Note: The Tape samples were not modified for this latest NKS update. 

If you owned the Legacy version of Piano In Blue before it was encoded for Kontakt Player (originally purchased prior to October 2021), you will be receiving a coupon code to upgrade to the new encoded version. Learn more about upgrades in our Help Center.

A friend of ours, John Davis, did a scoring session at Clinton and let us know about the closing as this day was to be the final date. As the conversation drifted from the saddening state of affairs for large stages we came to talk about why this particular stage was a special place.  Although I had previously worked at the this studio I was never aware that the grand in the corner was the “one piano” used in so many of my favorite recordings.

At the time we were in  Seattle conducting some non-cinesamples recordings. Mike and I walked over to secure a copy of Ashley Kahn’s paperback Kind of Blue: The Making of the Miles Davis Masterpiece.  This book pushed us across the threshold and the vision for this session started to become a reality.

As Patti headed back home to put the finishing touches on the Seattle project Barry caught a red-eye that night for Manhattan.  We had arranged to extend the closing date of Clinton by one day, just ensuring us enough time to sample this extraordinary instrument.   Much of the gear being used was already up on Ebay.  It was the last session ever recorded at Clinton.

With a mind to the handful of historic pictures from the recording from Miles Davis' "Kind of Blue," our engineer set up three sets of microphones.  The first pair – the M49’s from the old Columbia setup, with the same placement (using stereo placement rather than mono), and with the two other pairs each set successively farther back.

We recorded two signal chains for each mic, a clean signal going through the Neve console and one going through a historic tape machine and finally into Pro Tools.  We highly suggest exploring the charming colorization of the tape signal but both are provided for your convenience. Note that the Tape samples do have a higher-gain sound, and we include a Noise knob so you can control the baseline level of tape hiss to help prevent samples going to complete silence.

The piano was sampled chromatically -- one key at a time -- exposing delightful variances in timbre with each key. This was the only way to get a true representation of the instrument. The piano was meticulously sampled by hand, with careful consideration for what works best with a sampled piano, all throughout the recording session itself and at every stage of production thereafter.

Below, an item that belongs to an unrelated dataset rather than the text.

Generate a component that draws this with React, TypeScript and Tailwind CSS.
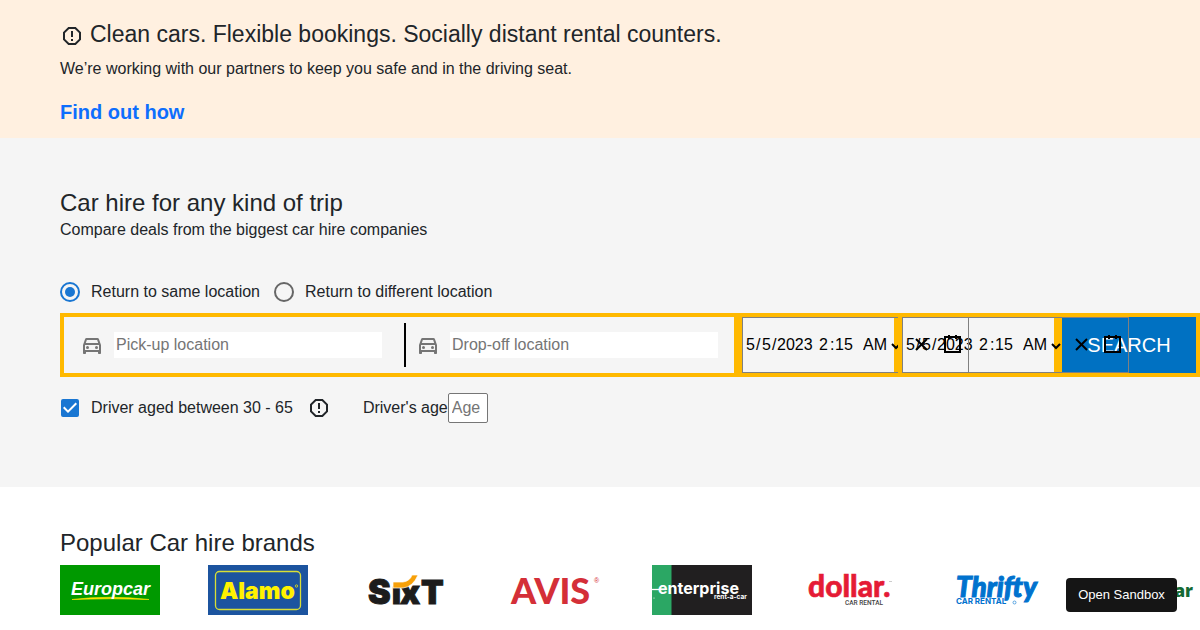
import React from "react";
import { MdOutlineDirectionsCarFilled, MdReportGmailerrorred } from "react-icons/md";

function LocationField({ label }: { label: string }) {
  return (
    <label className="flex min-w-0 flex-1 items-center gap-2.5">
      <MdOutlineDirectionsCarFilled aria-hidden="true" className="size-6 shrink-0 text-[#757575]" />
      <input
        aria-label={label}
        placeholder={label}
        className="h-[26px] min-w-0 flex-1 bg-white px-0.5 text-black outline-none placeholder:text-[#757575]"
      />
    </label>
  );
}

function DateTimeField({ name }: { name: string }) {
  return (
    <div className="relative -ml-1 w-[156px] shrink-0 border-l-4 border-[#ffb900] bg-[#f5f5f5]">
      <div className="flex h-full w-[227px] border border-r-0 border-[#808080] text-black">
        <div className="flex items-center pl-[3px]">
          <input aria-label={`${name} month`} defaultValue="5" className="w-2.5 bg-transparent outline-none" />
          <span className="w-1.5">/</span>
          <input aria-label={`${name} day`} defaultValue="5" className="w-2.5 bg-transparent outline-none" />
          <span className="w-[5px]">/</span>
          <input aria-label={`${name} year`} defaultValue="2023" className="w-[42px] bg-transparent outline-none" />
          <input aria-label={`${name} hour`} defaultValue="2" className="w-[11px] bg-transparent outline-none" />
          <span className="w-[5px]">:</span>
          <input aria-label={`${name} minute`} defaultValue="15" className="w-[28px] bg-transparent outline-none" />
          <span className="flex items-center">
            <select aria-label={`${name} AM or PM`} className="w-[27px] appearance-none bg-transparent outline-none">
              <option>AM</option>
              <option>PM</option>
            </select>
            <svg className="mt-0.5 h-2 w-3" viewBox="0 0 12 8" fill="none" stroke="black" strokeWidth="2">
              <path d="M2 2l4 4 4-4" />
            </svg>
          </span>
        </div>
        <div className="relative z-20 ml-auto flex shrink-0 border-r border-[#808080] pb-0.5">
          <button type="button" aria-label={`Clear ${name}`} className="px-1.5">
            <svg width="19" height="19" viewBox="0 0 19 19" stroke="black" strokeWidth="2">
              <line x1="4" x2="15" y1="4" y2="15" />
              <line x1="15" x2="4" y1="4" y2="15" />
            </svg>
          </button>
          <button type="button" aria-label={`Open ${name} calendar`} className="px-1.5">
            <svg width="19" height="19" viewBox="0 0 19 19" stroke="black" strokeWidth="2">
              <rect fill="none" height="15" width="15" x="2" y="2" />
              <line x1="6" x2="6" y1="0" y2="4" />
              <line x1="13" x2="13" y1="0" y2="4" />
            </svg>
          </button>
        </div>
      </div>
    </div>
  );
}

function ReturnOption({ label, checked }: { label: string; checked?: boolean }) {
  return (
    <label className="flex items-center gap-[11px]">
      <input
        type="radio"
        name="return"
        defaultChecked={checked}
        className="size-5 appearance-none rounded-full border-2 border-[#666666] bg-clip-content p-[3px] checked:border-[#1976d2] checked:bg-[#1976d2]"
      />
      {label}
    </label>
  );
}

function Logo({ name, children }: { name: string; children: React.ReactNode }) {
  return (
    <svg role="img" aria-label={name} width="100" height="50" viewBox="0 0 100 50" className="shrink-0">
      {children}
    </svg>
  );
}

function Brands() {
  return (
    <div className="mt-2 flex gap-12 overflow-hidden">
      <Logo name="Europcar">
        <rect width="100" height="50" fill="#009900" />
        <path d="M12 34.5Q50 30 89 34.5Q50 33 12 34.5Z" fill="#ffe600" stroke="#ffe600" strokeWidth="0.6" />
        <text x="11" y="30" fontSize="18" fontWeight="700" fontStyle="italic" fill="white" className="font-['Liberation_Sans',sans-serif]">Europcar</text>
      </Logo>
      <Logo name="Alamo">
        <rect width="100" height="50" fill="#1c549f" />
        <rect x="7.5" y="6.5" width="85" height="38" rx="4" fill="none" stroke="#d9df35" strokeWidth="1.3" />
        <text x="12" y="34" fontSize="23" fontWeight="900" fill="#fff200" className="font-[Inter,sans-serif]">Alamo</text>
        <circle cx="88.5" cy="21" r="1.2" fill="none" stroke="#fff200" strokeWidth="0.7" />
      </Logo>
      <Logo name="Sixt">
        <text y="39" fontWeight="900" fill="#1c1c1c" stroke="#1c1c1c" strokeWidth="1" className="font-[Inter,sans-serif]">
          <tspan x="12" fontSize="34">S</tspan>
          <tspan x="36" fontSize="30">ı</tspan>
          <tspan x="44" fontSize="33">x</tspan>
          <tspan x="65" fontSize="33">T</tspan>
        </text>
        <path d="M37 17H47Q54 16 56 10H62Q57 22 47 23H37Z" fill="#f7a008" stroke="white" strokeWidth="0.7" />
      </Logo>
      <Logo name="Avis">
        <text x="7" y="39" fontSize="36" fontWeight="900" fill="#d42f38" className="font-[Lato,sans-serif]">AVIS</text>
        <text x="90" y="18" fontSize="7" fill="#d42f38" className="font-['Liberation_Sans',sans-serif]">®</text>
      </Logo>
      <Logo name="Enterprise rent-a-car">
        <rect width="100" height="50" fill="#211f20" />
        <rect width="19.5" height="50" fill="#2ba764" />
        <path d="M0 24.5H14" stroke="white" strokeWidth="1.3" />
        <text x="6" y="29" fontSize="16" fontWeight="700" fill="white" className="font-[Inter,sans-serif]">enterprise</text>
        <text x="62" y="33.5" fontSize="6.5" fontWeight="700" fill="white" className="font-[Inter,sans-serif]">rent-a-car</text>
        <circle cx="2" cy="33" r="0.6" fill="white" />
      </Logo>
      <Logo name="Dollar car rental">
        <text x="8" y="32" fontSize="30" fontWeight="900" fill="#e51b35" stroke="#e51b35" strokeWidth="0.6" className="font-[Lato,sans-serif]">dollar.</text>
        <text x="45" y="40" fontSize="6.5" fontWeight="500" fill="#444444" className="font-[Roboto,sans-serif]">CAR RENTAL</text>
        <path d="M89 16.5H92" stroke="#aaaaaa" strokeWidth="0.6" />
      </Logo>
      <Logo name="Thrifty car rental">
        <text x="8" y="32" fontSize="28" fontWeight="900" fontStyle="italic" fill="#0072ce" stroke="#0072ce" strokeWidth="1" className="font-[Lato,sans-serif]">Thrifty</text>
        <text x="8" y="39" fontSize="8" fontWeight="700" fill="#0072ce" className="font-[Inter,sans-serif]">CAR RENTAL</text>
        <circle cx="66.5" cy="37.5" r="1.5" fill="none" stroke="#0072ce" strokeWidth="0.6" />
      </Logo>
      <Logo name="Car rental">
        <text x="97" y="32" textAnchor="end" fontSize="17" fontWeight="900" fill="#156a35" className="font-['Open_Sans',sans-serif]">Car</text>
      </Logo>
    </div>
  );
}

export default function App() {
  return (
    <div className="min-h-screen overflow-x-hidden bg-white font-['Liberation_Sans',sans-serif] text-base leading-6 text-[#212529]">
      <section className="bg-[#fff0e0] pt-5 pb-3 pl-[60px]">
        <h2 className="flex items-center gap-1.5 text-[23px] leading-7">
          <MdReportGmailerrorred aria-hidden="true" className="mt-1 size-6" />
          Clean cars. Flexible bookings. Socially distant rental counters.
        </h2>
        <p className="mt-[9px]">We’re working with our partners to keep you safe and in the driving seat.</p>
        <a href="#safety" className="mt-[19px] inline-block text-xl leading-6 font-bold text-[#0d6efd]">
          Find out how
        </a>
      </section>

      <form className="bg-[#f5f5f5] pt-[51px] pb-16 pl-[60px]" onSubmit={(event) => event.preventDefault()}>
        <h1 className="text-2xl leading-7">Car hire for any kind of trip</h1>
        <p className="mt-px">Compare deals from the biggest car hire companies</p>

        <div className="mt-[38px] flex gap-3.5">
          <ReturnOption label="Return to same location" checked />
          <ReturnOption label="Return to different location" />
        </div>

        <div className="mt-[9px] flex h-16 gap-2 bg-[#ffb900] p-1">
          <div className="flex min-w-0 flex-1 items-center bg-[#f5f5f5] px-4">
            <LocationField label="Pick-up location" />
            <div className="mr-2.5 ml-[22px] h-11 w-0.5 bg-black" />
            <LocationField label="Drop-off location" />
          </div>
          <DateTimeField name="Pick-up" />
          <DateTimeField name="Drop-off" />
          <button type="submit" className="w-[134px] shrink-0 bg-[#0071c2] text-xl text-white">
            SEARCH
          </button>
        </div>

        <div className="mt-4 flex items-center">
          <label className="flex items-center gap-3 pl-px">
            <span className="relative size-[18px]">
              <input
                type="checkbox"
                defaultChecked
                className="peer block size-[18px] appearance-none rounded-xs border-2 border-[#666666] checked:border-[#1976d2] checked:bg-[#1976d2]"
              />
              <svg
                className="pointer-events-none absolute inset-0 hidden peer-checked:block"
                viewBox="3 3 18 18"
                fill="white"
              >
                <path d="M10 17l-5-5 1.41-1.41L10 14.17l7.59-7.59L19 8l-9 9z" />
              </svg>
            </span>
            Driver aged between 30 - 65
          </label>
          <MdReportGmailerrorred aria-hidden="true" className="ml-3.5 size-6" />
          <label className="ml-8 flex items-center">
            Driver's age
            <input
              placeholder="Age"
              className="h-[30px] w-10 rounded-xs border border-[#767676] bg-white px-[3px] text-black outline-none placeholder:text-[#757575]"
            />
          </label>
        </div>
      </form>

      <section className="pt-[42px] pl-[60px]">
        <h2 className="text-2xl leading-7">Popular Car hire brands</h2>
        <Brands />
      </section>

      <button
        type="button"
        className="fixed right-[23px] bottom-[18px] z-30 h-[34px] w-[111px] rounded bg-[#151515] text-[13px] text-white"
      >
        Open Sandbox
      </button>
    </div>
  );
}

We sincerely hope you enjoy this piano as much as we do.


  • 1949 Steinway D via Neve 8078 Console
  • 8 Velocity Layers Sampled Chromatically
  • 9300 Samples
  • 3 Microphone Positions
  • Close/Vintage – 2x Neumann M49 near the lid
  • Mid – 2x B&K 4007 at the tail of the piano
  • Far – 2x Sennheiser MKH20′s in the hall
  • 2 Processing Paths (Tape; Direct in)
  • Studer A800MKIII  24 Track Analog Tape Machine

We added a “Sample Start” knob, located next to the Direct/Tape switch, which will cut into the samples of the sustains by 20ms — this adjustment will remove all of the hammer/finger noise from the instrument. While we do not recommend using this feature, for those with lag issues, this addition can be useful to make the piano more “pop-like” — however, it will remove the “weighted” feel of the piano.

Tape Sample Replace
We have re-recorded all the sample sets back through a physical (not a plugin) Studer tape machine with better leveling to remove the “crunch” on the top velocities. ALL samples have been replaced for the tape setting. We also painstakingly re-denoised all of the samples, so there is very little tape noise buildup in the background. We highly recommend adding a bit of tape noise back in to blend the samples together. You will notice some tape artifacts in some of the samples, but this is part of the natural sound of using tape.

Individual De-noising of V1 Direct Samples
There were a few samples in the Direct patch that were too noisy or had lowfrequency bumps — these samples have been addressed and fixed.

Sample Fix — F4, Velocity 101-110, Direct-Room
There was a modulated distortion noise on this note — this noise has been removed.

91-110 quick release velocities
There were issues with the shorter release samples being too quiet in this region — this issue has been fixed.

Various minor adjustments to ADSR curves and some minor volume tweaks on individual samples.